Problem details
Wherever the string "this" appears in a line, extract that line.

Material provided
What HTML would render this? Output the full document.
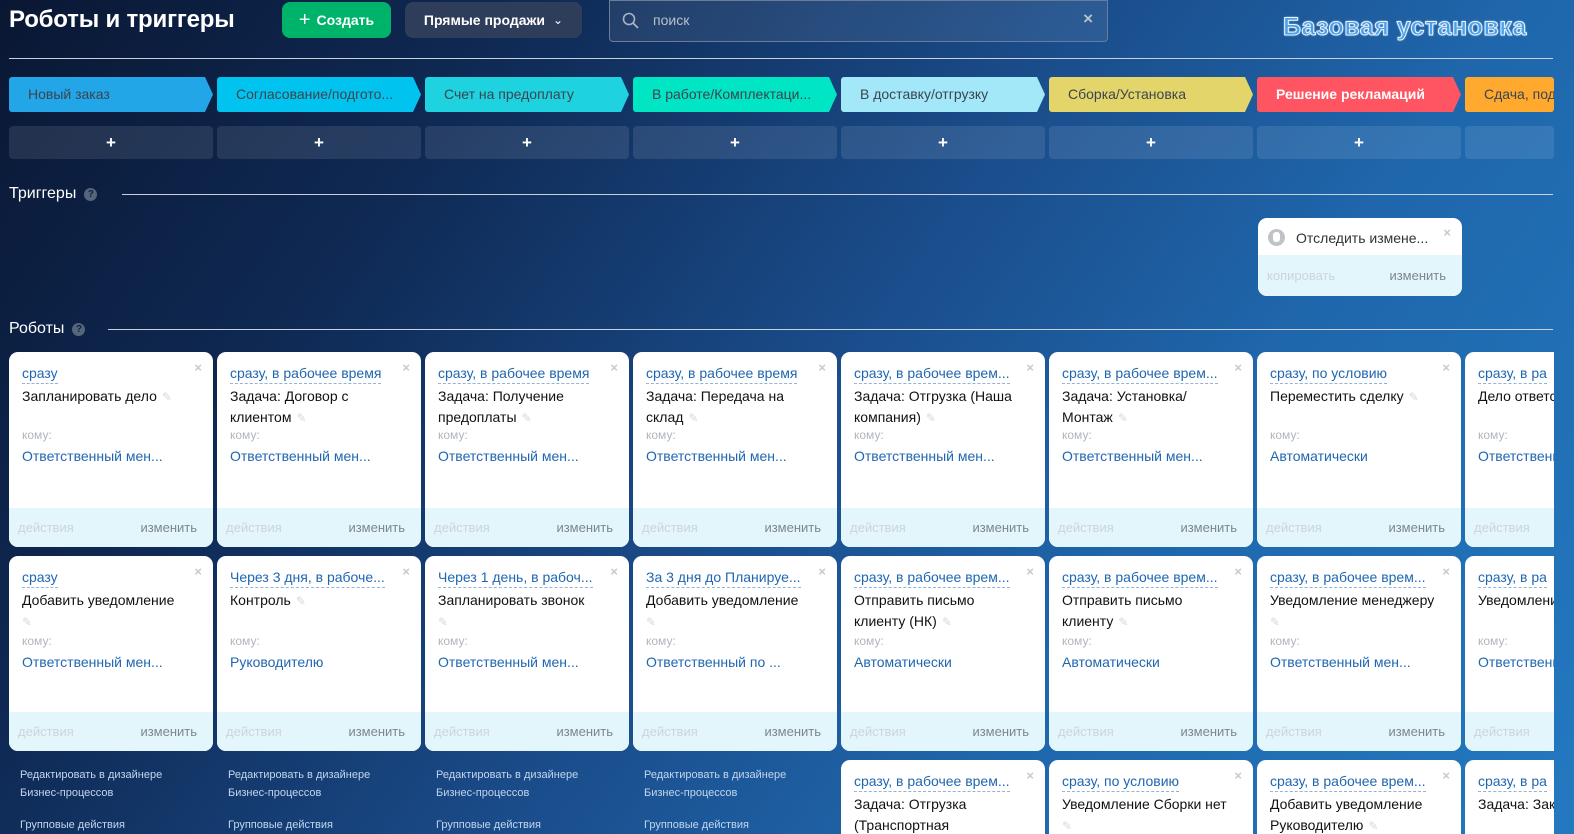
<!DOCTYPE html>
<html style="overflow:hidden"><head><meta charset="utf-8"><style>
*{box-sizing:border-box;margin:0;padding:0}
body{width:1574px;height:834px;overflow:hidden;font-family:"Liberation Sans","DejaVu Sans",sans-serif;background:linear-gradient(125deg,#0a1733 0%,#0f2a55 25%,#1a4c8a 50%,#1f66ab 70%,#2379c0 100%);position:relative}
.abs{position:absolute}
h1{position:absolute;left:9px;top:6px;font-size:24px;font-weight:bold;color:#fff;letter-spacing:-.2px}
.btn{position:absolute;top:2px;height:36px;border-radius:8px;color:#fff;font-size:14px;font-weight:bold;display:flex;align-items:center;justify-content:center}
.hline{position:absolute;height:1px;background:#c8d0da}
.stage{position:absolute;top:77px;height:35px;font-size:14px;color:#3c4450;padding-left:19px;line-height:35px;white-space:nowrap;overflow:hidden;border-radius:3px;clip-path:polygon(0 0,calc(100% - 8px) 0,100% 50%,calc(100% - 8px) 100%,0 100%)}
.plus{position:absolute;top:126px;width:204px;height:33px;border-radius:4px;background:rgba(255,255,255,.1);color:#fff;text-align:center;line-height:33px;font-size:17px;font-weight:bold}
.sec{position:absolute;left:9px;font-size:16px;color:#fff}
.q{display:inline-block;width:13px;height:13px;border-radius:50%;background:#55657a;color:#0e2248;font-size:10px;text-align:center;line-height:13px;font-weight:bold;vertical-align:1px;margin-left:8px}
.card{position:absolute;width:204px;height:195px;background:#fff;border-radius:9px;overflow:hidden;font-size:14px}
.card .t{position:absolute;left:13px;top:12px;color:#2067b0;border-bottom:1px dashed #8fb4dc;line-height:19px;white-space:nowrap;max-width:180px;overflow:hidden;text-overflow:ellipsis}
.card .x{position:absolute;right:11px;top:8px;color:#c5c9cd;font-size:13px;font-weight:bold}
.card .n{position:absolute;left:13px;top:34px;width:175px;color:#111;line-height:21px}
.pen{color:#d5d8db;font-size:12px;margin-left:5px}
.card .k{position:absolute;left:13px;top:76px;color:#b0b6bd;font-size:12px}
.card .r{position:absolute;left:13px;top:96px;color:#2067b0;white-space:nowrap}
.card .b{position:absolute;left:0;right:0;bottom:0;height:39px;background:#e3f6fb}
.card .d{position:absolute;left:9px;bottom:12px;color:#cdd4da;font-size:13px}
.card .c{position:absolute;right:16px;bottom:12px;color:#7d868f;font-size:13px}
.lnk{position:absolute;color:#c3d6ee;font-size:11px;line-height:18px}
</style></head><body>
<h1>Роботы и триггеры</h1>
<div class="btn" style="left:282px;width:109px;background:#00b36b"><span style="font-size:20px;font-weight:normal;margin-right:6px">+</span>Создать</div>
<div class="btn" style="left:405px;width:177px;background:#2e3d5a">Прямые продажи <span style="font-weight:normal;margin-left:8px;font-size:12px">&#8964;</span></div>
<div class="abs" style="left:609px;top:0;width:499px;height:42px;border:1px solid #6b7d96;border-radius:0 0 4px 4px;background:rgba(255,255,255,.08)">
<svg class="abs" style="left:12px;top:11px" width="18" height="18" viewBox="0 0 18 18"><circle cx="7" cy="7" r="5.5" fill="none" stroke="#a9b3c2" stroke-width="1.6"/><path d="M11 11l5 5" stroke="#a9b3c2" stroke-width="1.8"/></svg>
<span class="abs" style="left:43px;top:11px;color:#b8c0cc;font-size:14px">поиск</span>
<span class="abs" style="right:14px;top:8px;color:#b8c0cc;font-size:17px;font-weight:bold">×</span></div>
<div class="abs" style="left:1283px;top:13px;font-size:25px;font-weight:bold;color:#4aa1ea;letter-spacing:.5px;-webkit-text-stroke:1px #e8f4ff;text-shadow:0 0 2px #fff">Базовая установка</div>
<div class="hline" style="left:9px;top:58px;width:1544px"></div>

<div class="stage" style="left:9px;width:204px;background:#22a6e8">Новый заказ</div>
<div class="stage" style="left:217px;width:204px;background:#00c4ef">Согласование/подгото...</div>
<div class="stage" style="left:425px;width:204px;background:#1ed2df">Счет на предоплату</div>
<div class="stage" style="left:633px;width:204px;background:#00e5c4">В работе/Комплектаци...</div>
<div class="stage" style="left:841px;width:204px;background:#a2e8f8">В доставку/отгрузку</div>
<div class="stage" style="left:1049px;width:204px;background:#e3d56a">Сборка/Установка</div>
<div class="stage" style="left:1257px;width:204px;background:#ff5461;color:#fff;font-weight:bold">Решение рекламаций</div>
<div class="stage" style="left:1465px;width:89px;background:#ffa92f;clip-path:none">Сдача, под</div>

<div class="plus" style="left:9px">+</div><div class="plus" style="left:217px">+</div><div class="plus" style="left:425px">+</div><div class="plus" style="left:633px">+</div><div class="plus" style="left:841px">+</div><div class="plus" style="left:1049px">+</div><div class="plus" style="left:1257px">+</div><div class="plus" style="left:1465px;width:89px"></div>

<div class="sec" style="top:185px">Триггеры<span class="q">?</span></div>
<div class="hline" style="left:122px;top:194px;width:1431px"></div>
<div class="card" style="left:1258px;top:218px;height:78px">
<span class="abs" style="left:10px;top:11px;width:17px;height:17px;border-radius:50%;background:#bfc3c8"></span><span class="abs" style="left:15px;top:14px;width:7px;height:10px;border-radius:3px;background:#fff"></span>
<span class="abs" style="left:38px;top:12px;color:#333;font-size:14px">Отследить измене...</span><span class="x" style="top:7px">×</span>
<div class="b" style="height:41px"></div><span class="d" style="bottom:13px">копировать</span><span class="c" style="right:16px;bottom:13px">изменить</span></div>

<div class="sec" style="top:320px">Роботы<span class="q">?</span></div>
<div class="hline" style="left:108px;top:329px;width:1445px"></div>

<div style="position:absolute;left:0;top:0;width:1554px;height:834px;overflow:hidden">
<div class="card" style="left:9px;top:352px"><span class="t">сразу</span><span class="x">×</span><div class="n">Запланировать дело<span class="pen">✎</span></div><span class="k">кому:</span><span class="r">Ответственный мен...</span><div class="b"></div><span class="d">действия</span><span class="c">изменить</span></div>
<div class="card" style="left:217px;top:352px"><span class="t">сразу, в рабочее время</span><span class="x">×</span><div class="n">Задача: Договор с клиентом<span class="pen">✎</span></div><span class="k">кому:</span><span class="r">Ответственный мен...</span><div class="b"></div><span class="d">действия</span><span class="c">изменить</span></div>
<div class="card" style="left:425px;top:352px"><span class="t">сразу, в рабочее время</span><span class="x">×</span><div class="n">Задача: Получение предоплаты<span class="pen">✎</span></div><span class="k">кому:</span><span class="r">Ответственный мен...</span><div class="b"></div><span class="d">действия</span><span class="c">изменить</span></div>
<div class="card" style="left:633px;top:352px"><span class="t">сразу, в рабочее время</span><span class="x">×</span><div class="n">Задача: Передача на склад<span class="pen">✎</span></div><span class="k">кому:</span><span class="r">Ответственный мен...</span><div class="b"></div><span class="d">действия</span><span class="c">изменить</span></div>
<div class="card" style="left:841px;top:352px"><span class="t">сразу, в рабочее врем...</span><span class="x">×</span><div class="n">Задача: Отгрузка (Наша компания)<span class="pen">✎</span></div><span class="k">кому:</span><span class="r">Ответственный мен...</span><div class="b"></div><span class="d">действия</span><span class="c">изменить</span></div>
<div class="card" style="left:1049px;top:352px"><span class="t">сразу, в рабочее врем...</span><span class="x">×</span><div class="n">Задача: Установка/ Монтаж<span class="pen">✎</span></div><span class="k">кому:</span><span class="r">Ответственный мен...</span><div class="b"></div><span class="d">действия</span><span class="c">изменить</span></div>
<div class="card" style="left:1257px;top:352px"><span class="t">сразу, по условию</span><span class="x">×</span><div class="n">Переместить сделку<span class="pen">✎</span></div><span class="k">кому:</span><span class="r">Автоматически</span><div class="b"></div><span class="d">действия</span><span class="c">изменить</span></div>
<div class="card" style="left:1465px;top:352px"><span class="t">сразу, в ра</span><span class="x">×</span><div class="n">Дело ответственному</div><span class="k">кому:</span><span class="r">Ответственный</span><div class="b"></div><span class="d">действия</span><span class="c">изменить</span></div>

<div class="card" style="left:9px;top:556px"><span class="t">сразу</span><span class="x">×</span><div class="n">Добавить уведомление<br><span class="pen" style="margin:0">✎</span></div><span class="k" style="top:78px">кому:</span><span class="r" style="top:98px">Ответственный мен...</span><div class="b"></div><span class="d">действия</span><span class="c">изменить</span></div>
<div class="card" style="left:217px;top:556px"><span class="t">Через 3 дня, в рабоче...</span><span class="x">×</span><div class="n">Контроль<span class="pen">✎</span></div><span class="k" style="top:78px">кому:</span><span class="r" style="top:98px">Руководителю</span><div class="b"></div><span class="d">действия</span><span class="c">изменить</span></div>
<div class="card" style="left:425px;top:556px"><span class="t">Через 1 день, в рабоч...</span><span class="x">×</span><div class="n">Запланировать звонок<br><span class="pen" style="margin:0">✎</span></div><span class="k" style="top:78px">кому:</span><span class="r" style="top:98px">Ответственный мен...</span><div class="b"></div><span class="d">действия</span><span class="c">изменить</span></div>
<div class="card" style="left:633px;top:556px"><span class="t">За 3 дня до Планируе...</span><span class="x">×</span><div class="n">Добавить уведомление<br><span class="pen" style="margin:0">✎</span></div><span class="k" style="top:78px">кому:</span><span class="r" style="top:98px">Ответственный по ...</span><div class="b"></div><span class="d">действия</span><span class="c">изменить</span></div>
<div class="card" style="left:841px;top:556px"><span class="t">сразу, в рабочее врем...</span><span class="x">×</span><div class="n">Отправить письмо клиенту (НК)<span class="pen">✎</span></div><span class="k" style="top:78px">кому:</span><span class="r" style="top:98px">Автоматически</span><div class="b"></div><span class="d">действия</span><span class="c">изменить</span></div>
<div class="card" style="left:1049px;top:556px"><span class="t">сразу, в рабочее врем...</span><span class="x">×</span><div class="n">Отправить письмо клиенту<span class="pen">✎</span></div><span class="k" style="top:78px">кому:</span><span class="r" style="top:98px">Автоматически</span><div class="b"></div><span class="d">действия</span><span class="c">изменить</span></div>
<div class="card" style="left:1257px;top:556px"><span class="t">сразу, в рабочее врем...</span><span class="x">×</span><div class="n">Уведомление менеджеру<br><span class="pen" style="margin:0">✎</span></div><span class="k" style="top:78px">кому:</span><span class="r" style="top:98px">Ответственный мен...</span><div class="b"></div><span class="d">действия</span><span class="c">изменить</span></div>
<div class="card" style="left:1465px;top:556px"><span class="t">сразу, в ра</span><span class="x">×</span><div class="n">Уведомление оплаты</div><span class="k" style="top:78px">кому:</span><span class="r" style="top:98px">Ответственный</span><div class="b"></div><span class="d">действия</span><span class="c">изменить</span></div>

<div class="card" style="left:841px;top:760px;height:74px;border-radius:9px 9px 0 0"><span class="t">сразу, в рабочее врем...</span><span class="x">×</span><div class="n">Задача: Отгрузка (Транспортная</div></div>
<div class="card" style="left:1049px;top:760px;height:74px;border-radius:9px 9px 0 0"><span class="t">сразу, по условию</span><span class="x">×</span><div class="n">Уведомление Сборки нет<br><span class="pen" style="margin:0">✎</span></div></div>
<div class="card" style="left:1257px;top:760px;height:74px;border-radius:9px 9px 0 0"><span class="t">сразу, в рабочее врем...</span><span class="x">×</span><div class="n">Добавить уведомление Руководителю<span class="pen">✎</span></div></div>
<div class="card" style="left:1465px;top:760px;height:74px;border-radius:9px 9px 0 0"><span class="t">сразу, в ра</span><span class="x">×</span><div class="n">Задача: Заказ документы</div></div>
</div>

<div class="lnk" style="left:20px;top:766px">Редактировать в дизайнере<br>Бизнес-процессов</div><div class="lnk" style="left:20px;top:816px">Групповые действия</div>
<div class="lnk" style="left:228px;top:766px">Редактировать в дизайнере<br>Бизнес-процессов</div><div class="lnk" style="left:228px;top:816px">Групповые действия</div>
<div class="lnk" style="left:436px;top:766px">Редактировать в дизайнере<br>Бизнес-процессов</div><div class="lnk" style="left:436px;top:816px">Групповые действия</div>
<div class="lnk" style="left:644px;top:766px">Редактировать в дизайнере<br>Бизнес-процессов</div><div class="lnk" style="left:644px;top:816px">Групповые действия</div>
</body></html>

...

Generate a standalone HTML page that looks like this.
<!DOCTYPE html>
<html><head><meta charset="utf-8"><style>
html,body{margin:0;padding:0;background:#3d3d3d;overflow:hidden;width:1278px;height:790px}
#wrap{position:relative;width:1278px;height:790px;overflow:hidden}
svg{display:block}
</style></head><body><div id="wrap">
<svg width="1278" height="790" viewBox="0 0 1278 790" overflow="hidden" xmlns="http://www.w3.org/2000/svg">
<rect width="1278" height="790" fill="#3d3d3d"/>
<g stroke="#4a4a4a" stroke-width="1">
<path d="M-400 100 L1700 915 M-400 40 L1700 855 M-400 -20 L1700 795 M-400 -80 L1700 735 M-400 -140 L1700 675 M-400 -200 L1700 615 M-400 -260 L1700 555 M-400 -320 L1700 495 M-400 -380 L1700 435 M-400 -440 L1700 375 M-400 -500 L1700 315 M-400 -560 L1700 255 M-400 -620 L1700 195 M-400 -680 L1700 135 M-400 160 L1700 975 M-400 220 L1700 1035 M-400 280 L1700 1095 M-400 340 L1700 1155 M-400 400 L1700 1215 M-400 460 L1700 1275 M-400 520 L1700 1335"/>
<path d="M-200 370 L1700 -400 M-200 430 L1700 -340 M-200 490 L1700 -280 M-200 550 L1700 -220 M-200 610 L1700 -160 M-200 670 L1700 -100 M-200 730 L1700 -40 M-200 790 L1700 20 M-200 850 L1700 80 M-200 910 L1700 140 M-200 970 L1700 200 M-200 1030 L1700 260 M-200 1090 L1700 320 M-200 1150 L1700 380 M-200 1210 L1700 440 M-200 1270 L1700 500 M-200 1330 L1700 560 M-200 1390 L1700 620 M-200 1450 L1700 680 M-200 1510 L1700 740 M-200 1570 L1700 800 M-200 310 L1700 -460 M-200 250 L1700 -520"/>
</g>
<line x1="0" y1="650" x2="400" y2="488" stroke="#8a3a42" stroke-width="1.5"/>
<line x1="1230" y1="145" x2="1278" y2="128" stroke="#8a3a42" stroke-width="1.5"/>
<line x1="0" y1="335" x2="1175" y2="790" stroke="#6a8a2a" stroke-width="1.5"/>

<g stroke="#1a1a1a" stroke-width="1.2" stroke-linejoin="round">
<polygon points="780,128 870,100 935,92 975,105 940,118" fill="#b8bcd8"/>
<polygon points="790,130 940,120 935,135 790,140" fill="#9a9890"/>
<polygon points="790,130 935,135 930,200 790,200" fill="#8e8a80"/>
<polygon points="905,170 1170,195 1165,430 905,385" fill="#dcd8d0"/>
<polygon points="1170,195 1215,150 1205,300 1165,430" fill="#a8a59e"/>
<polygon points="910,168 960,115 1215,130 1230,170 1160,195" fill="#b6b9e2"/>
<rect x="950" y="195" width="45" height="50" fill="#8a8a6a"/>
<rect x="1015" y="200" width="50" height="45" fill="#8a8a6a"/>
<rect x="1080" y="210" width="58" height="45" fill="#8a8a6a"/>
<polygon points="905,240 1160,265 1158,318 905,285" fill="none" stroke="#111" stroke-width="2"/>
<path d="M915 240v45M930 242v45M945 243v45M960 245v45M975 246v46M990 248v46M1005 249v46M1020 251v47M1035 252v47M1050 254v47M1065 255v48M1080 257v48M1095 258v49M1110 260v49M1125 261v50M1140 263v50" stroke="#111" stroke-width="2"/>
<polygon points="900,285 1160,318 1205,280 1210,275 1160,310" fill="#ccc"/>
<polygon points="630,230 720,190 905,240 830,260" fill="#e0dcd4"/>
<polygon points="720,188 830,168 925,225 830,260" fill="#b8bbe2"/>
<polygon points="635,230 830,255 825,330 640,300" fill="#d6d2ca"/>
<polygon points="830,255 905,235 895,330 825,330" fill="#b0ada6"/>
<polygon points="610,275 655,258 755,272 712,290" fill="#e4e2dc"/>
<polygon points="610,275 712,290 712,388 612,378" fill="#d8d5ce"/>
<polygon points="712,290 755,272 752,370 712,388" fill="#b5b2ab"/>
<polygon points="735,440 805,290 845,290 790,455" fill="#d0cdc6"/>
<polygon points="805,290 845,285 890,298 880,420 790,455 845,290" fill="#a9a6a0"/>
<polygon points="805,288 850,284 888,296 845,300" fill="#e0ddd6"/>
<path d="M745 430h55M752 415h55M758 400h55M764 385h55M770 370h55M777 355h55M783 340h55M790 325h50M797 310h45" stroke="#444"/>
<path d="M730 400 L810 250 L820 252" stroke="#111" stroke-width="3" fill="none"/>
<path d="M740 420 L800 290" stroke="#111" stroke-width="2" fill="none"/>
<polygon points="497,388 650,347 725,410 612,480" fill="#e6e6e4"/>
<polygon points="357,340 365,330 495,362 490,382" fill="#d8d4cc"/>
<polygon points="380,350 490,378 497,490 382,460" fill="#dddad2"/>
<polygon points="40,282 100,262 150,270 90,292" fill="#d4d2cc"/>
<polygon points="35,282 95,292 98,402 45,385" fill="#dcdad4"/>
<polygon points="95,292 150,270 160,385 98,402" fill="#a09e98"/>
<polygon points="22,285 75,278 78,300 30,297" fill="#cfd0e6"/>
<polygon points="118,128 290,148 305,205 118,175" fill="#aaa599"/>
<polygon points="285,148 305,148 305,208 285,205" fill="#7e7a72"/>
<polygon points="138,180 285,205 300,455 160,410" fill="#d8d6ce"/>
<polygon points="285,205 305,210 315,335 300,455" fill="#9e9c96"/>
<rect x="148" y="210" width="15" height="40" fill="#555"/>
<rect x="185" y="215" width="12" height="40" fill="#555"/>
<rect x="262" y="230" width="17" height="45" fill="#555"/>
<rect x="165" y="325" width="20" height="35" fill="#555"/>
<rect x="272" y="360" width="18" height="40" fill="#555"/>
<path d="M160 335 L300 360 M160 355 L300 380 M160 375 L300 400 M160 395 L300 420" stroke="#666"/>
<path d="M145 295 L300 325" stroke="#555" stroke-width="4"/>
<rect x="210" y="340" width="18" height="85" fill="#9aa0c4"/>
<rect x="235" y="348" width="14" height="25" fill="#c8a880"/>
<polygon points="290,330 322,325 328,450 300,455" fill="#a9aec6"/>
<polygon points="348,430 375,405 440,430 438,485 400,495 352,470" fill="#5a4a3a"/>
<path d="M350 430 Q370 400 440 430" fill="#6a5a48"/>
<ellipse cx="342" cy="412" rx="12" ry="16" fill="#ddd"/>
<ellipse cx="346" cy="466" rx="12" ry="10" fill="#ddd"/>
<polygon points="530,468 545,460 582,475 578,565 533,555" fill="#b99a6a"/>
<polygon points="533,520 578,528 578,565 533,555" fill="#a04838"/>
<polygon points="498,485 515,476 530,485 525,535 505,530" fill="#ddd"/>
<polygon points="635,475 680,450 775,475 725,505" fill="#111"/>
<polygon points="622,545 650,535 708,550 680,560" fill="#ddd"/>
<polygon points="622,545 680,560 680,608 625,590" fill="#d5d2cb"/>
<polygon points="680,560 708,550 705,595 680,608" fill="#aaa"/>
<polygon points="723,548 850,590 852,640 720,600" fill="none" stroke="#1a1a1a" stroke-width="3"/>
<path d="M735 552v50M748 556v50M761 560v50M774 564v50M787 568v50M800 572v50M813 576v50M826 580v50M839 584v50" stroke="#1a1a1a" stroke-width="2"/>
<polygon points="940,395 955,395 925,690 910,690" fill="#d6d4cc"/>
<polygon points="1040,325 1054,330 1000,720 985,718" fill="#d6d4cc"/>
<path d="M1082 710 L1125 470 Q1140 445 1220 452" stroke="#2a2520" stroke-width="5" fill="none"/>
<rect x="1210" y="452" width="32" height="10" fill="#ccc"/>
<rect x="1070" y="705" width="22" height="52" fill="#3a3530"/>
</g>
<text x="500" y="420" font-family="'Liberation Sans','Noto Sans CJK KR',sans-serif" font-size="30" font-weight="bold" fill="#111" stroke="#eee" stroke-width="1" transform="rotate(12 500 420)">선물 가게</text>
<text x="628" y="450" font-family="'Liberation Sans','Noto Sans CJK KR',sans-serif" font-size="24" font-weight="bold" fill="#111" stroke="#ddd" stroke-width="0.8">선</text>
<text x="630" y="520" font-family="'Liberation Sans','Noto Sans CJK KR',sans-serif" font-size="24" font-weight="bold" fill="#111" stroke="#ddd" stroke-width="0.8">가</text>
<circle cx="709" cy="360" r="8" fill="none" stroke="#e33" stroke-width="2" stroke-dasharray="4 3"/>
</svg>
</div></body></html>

Task answer
What HTML would render this? Output the full document.
Generate a standalone HTML page that looks like this.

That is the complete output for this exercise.